Take a book outside

And the sky might read over your shoulder. It has a color and a voice that can show you more of the poet’s intention.

Yesterday I brought Adonis: Selected Poems, translated by Khaled Mattawa to a friend’s house to share in evening light, just at the edge of a storm front, taking the risk of rain-spattered pages. The frontispiece of this book was obeyed by the steep clouds:

Live and be radiant.

Create a poem

and go away.

Increase

the expanse of the earth.

Adonis, translated by Bassam Frangieh

This tells me that poetry is a hopeless case of hopefulness. Even as the verses lay down unsolvable, intractable sufferings in exquisite detail.
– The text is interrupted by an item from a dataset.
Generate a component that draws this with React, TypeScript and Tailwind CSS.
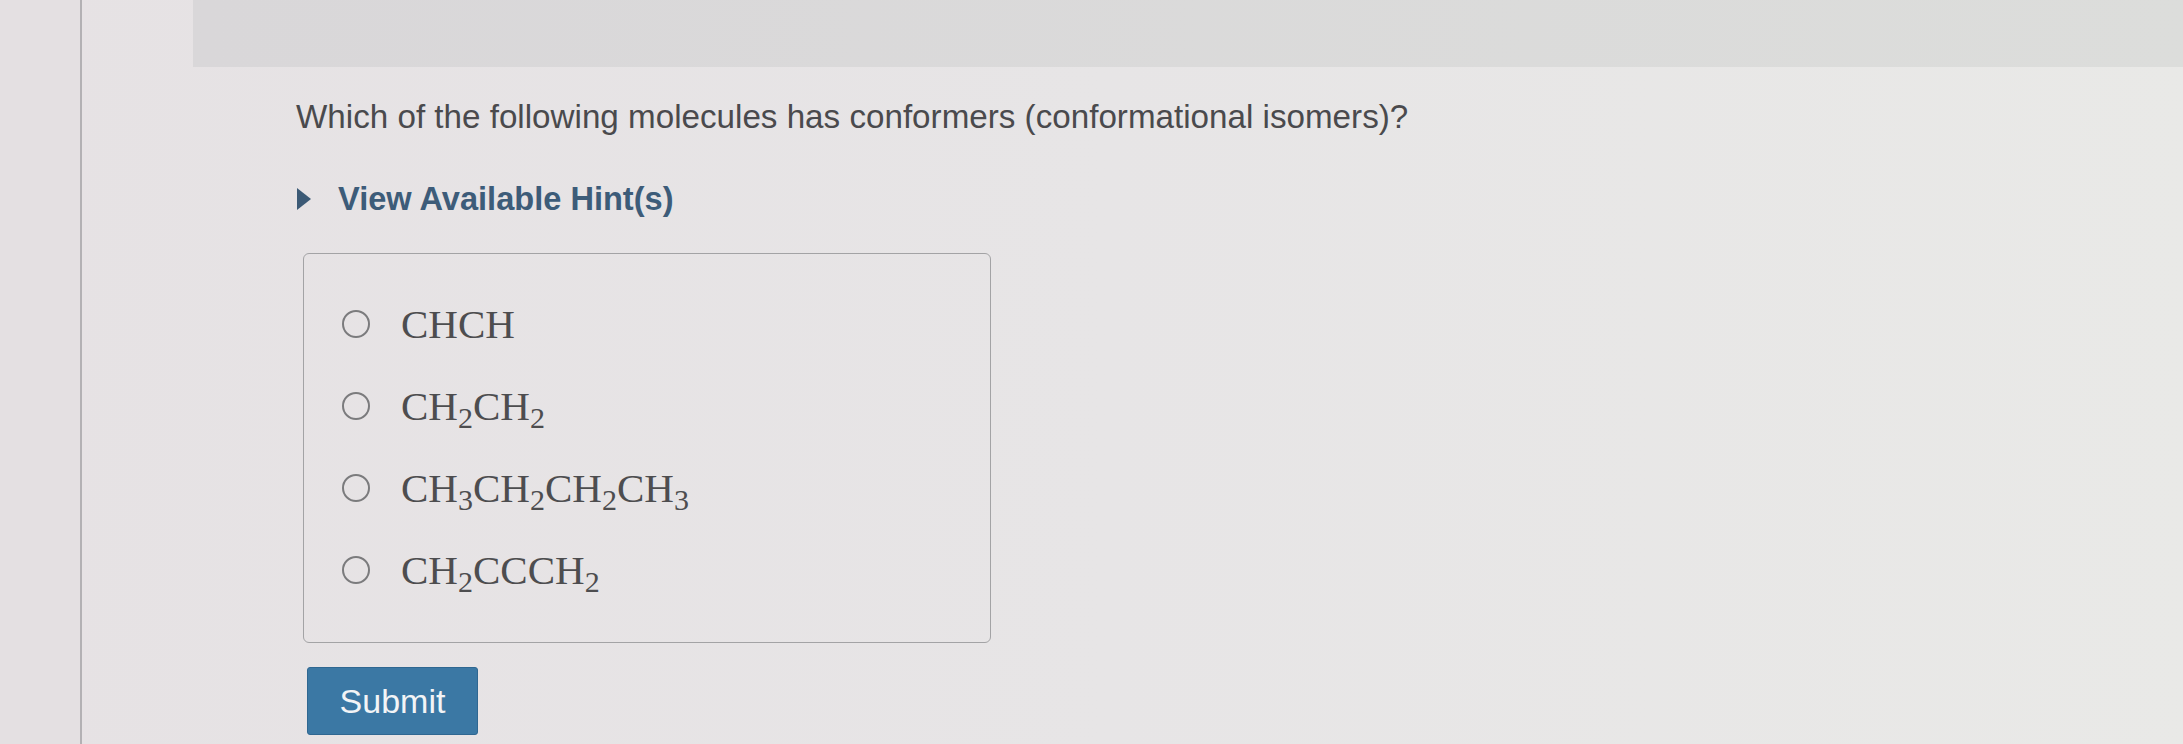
import React from "react";

const sans = { fontFamily: '"Liberation Sans", Arial, sans-serif' };
const serif = { fontFamily: '"Liberation Serif", "Times New Roman", serif' };

function Formula({ parts }: { parts: (string | [string])[] }) {
  return (
    <span style={serif} className="text-[41px] leading-[40px] text-[#4d4d4f]">
      {parts.map((p, i) =>
        typeof p === "string" ? (
          <span key={i}>{p}</span>
        ) : (
          <sub key={i} className="text-[30px]">
            {p[0]}
          </sub>
        )
      )}
    </span>
  );
}

const options: (string | [string])[][] = [
  ["CHCH"],
  ["CH", ["2"], "CH", ["2"]],
  ["CH", ["3"], "CH", ["2"], "CH", ["2"], "CH", ["3"]],
  ["CH", ["2"], "CCCH", ["2"]],
];

export default function App() {
  return (
    <div
      className="flex h-[744px] w-full overflow-hidden bg-linear-to-r from-[#e6e2e4] via-[#e7e5e6] to-[#e9e9e7]"
      style={sans}
    >
      <div className="w-[82px] shrink-0 border-r-2 border-[#b3b1b4] bg-[#e4e0e2]" />
      <div className="flex min-w-0 flex-1 flex-col">
        <div className="ml-[111px] h-[67px] shrink-0 bg-linear-to-r from-[#d9d7d9] to-[#dcdddb]" />
        <div className="flex flex-col pl-[214px]">
          <p className="mt-[30px] text-[33.2px] leading-[40px] text-[#4a4a4d]">
            Which of the following molecules has conformers (conformational isomers)?
          </p>
          <div className="mt-[42px] flex h-[40px] items-center">
            <svg width="16" height="24" viewBox="0 0 16 24" className="shrink-0">
              <polygon points="1,1 15,12 1,23" fill="#3c5a76" />
            </svg>
            <span className="ml-[26px] text-[32.6px] font-bold leading-[40px] text-[#3d5c79]">
              View Available Hint(s)
            </span>
          </div>
          <div className="ml-[7px] mt-[34px] flex h-[390px] w-[688px] flex-col rounded-[6px] border-[1.5px] border-[#a3a3a5] pl-[38px] pt-[29px]">
            {options.map((parts, i) => (
              <label key={i} className="flex h-[82px] items-center">
                <span className="h-[28px] w-[28px] shrink-0 rounded-full border-[2.5px] border-[#7b7b7d]" />
                <span className="ml-[31px] flex items-center">
                  <Formula parts={parts} />
                </span>
              </label>
            ))}
          </div>
          <div className="ml-[11px] mt-[24px]">
            <button className="flex h-[68px] w-[171px] items-center justify-center rounded-[3px] border border-[#2f6791] bg-[#3b78a4] text-[34px] text-[#f2f4f6]">
              Submit
            </button>
          </div>
        </div>
      </div>
    </div>
  );
}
What I love in this poet’s work and the translator’s selection is the clear strength of the questing intelligence, through observations on relationships with other and with self.

In the summer when the sky cleared I used to read the stars by interpreting the lines in my palm. And I had a friend who opposed me, who read the lines in his palm according to the stars:

We did not ask which of us was more scientific. We asked, which of us was more poetic?

He used to say: Poetry is nature.

I used to say: Poetry is the unknown dressed up in nature.

The difference between us was unsolvable, but we remained friends.

Adonis, from “The Stars at Hand”

This, just before describing the pathos of a river dried up in a drought. Is this happening right now? “River, where is the horizon that stretched in your embrace?”

Look at how the unknown comes dressed. What color silks, and what diamond beliefs? The sky, while leaning over your shoulder might breathe on your hair. Rain, then the cloud moved out into the river and over the other shore.

This is the path I walked, coming and going

to the river.

Adonis, from “The Stars at Hand”

That’s the best description I’ve seen of what a poem is.